● TASK DIRECTIONS: Restate the whole of the material. Keep every word, and drop the pictures.

— START OF PROVIDED MATERIAL —

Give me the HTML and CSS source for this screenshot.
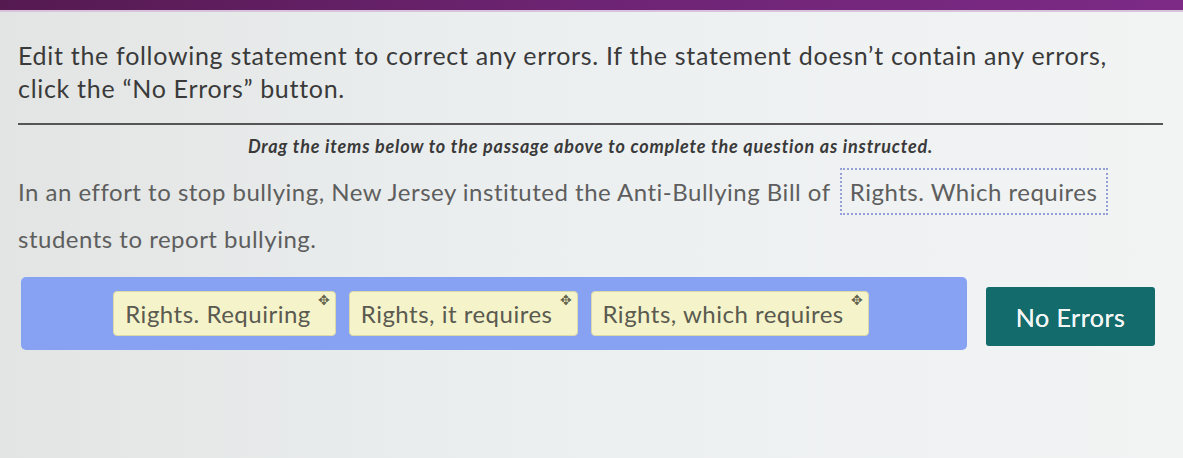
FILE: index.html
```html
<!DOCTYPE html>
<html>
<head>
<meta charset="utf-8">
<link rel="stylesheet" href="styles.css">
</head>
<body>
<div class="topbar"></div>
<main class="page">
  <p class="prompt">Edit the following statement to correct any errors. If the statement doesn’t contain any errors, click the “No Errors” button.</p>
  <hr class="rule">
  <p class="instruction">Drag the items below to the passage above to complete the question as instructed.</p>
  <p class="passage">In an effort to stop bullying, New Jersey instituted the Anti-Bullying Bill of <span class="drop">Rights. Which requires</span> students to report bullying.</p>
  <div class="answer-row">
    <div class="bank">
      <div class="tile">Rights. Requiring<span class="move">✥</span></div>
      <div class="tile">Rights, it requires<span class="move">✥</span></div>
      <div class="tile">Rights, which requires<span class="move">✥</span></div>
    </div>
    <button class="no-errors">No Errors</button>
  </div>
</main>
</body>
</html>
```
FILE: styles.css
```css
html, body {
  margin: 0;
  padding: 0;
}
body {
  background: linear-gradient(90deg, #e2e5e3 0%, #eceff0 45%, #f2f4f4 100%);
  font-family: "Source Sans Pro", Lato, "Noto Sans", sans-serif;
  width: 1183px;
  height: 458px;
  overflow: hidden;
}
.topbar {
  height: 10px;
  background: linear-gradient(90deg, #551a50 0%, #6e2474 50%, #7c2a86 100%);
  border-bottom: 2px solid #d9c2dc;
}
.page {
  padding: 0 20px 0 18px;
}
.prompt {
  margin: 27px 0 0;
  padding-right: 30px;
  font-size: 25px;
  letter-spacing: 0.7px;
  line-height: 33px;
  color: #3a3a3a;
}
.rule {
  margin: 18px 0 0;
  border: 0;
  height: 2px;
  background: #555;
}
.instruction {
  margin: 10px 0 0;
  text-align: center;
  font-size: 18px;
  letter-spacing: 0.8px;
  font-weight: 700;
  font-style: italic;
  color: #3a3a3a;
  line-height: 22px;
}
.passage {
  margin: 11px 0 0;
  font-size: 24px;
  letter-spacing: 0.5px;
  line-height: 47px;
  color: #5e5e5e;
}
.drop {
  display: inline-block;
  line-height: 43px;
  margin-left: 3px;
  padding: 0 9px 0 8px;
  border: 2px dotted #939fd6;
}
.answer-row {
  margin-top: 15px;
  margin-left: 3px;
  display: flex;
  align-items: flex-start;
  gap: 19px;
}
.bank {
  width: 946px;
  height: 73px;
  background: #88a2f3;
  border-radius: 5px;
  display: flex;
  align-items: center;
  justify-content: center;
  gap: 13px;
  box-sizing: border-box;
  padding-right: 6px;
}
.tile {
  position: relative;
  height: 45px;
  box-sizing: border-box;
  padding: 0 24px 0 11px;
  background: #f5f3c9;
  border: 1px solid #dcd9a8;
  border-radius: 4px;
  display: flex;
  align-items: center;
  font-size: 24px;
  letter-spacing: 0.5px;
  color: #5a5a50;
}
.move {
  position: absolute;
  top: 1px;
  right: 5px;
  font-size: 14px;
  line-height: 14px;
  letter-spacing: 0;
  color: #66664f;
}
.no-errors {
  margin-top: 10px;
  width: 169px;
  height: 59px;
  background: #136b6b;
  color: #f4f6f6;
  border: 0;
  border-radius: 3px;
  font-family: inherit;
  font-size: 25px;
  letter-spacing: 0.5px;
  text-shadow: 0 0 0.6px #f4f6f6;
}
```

— END OF PROVIDED MATERIAL —

● TASK ANSWER:
Give me the HTML and CSS source for this screenshot.
FILE: index.html
```html
<!DOCTYPE html>
<html>
<head>
<meta charset="utf-8">
<link rel="stylesheet" href="styles.css">
</head>
<body>
<div class="topbar"></div>
<main class="page">
  <p class="prompt">Edit the following statement to correct any errors. If the statement doesn’t contain any errors, click the “No Errors” button.</p>
  <hr class="rule">
  <p class="instruction">Drag the items below to the passage above to complete the question as instructed.</p>
  <p class="passage">In an effort to stop bullying, New Jersey instituted the Anti-Bullying Bill of <span class="drop">Rights. Which requires</span> students to report bullying.</p>
  <div class="answer-row">
    <div class="bank">
      <div class="tile">Rights. Requiring<span class="move">✥</span></div>
      <div class="tile">Rights, it requires<span class="move">✥</span></div>
      <div class="tile">Rights, which requires<span class="move">✥</span></div>
    </div>
    <button class="no-errors">No Errors</button>
  </div>
</main>
</body>
</html>
```
FILE: styles.css
```css
html, body {
  margin: 0;
  padding: 0;
}
body {
  background: linear-gradient(90deg, #e2e5e3 0%, #eceff0 45%, #f2f4f4 100%);
  font-family: "Source Sans Pro", Lato, "Noto Sans", sans-serif;
  width: 1183px;
  height: 458px;
  overflow: hidden;
}
.topbar {
  height: 10px;
  background: linear-gradient(90deg, #551a50 0%, #6e2474 50%, #7c2a86 100%);
  border-bottom: 2px solid #d9c2dc;
}
.page {
  padding: 0 20px 0 18px;
}
.prompt {
  margin: 27px 0 0;
  padding-right: 30px;
  font-size: 25px;
  letter-spacing: 0.7px;
  line-height: 33px;
  color: #3a3a3a;
}
.rule {
  margin: 18px 0 0;
  border: 0;
  height: 2px;
  background: #555;
}
.instruction {
  margin: 10px 0 0;
  text-align: center;
  font-size: 18px;
  letter-spacing: 0.8px;
  font-weight: 700;
  font-style: italic;
  color: #3a3a3a;
  line-height: 22px;
}
.passage {
  margin: 11px 0 0;
  font-size: 24px;
  letter-spacing: 0.5px;
  line-height: 47px;
  color: #5e5e5e;
}
.drop {
  display: inline-block;
  line-height: 43px;
  margin-left: 3px;
  padding: 0 9px 0 8px;
  border: 2px dotted #939fd6;
}
.answer-row {
  margin-top: 15px;
  margin-left: 3px;
  display: flex;
  align-items: flex-start;
  gap: 19px;
}
.bank {
  width: 946px;
  height: 73px;
  background: #88a2f3;
  border-radius: 5px;
  display: flex;
  align-items: center;
  justify-content: center;
  gap: 13px;
  box-sizing: border-box;
  padding-right: 6px;
}
.tile {
  position: relative;
  height: 45px;
  box-sizing: border-box;
  padding: 0 24px 0 11px;
  background: #f5f3c9;
  border: 1px solid #dcd9a8;
  border-radius: 4px;
  display: flex;
  align-items: center;
  font-size: 24px;
  letter-spacing: 0.5px;
  color: #5a5a50;
}
.move {
  position: absolute;
  top: 1px;
  right: 5px;
  font-size: 14px;
  line-height: 14px;
  letter-spacing: 0;
  color: #66664f;
}
.no-errors {
  margin-top: 10px;
  width: 169px;
  height: 59px;
  background: #136b6b;
  color: #f4f6f6;
  border: 0;
  border-radius: 3px;
  font-family: inherit;
  font-size: 25px;
  letter-spacing: 0.5px;
  text-shadow: 0 0 0.6px #f4f6f6;
}
```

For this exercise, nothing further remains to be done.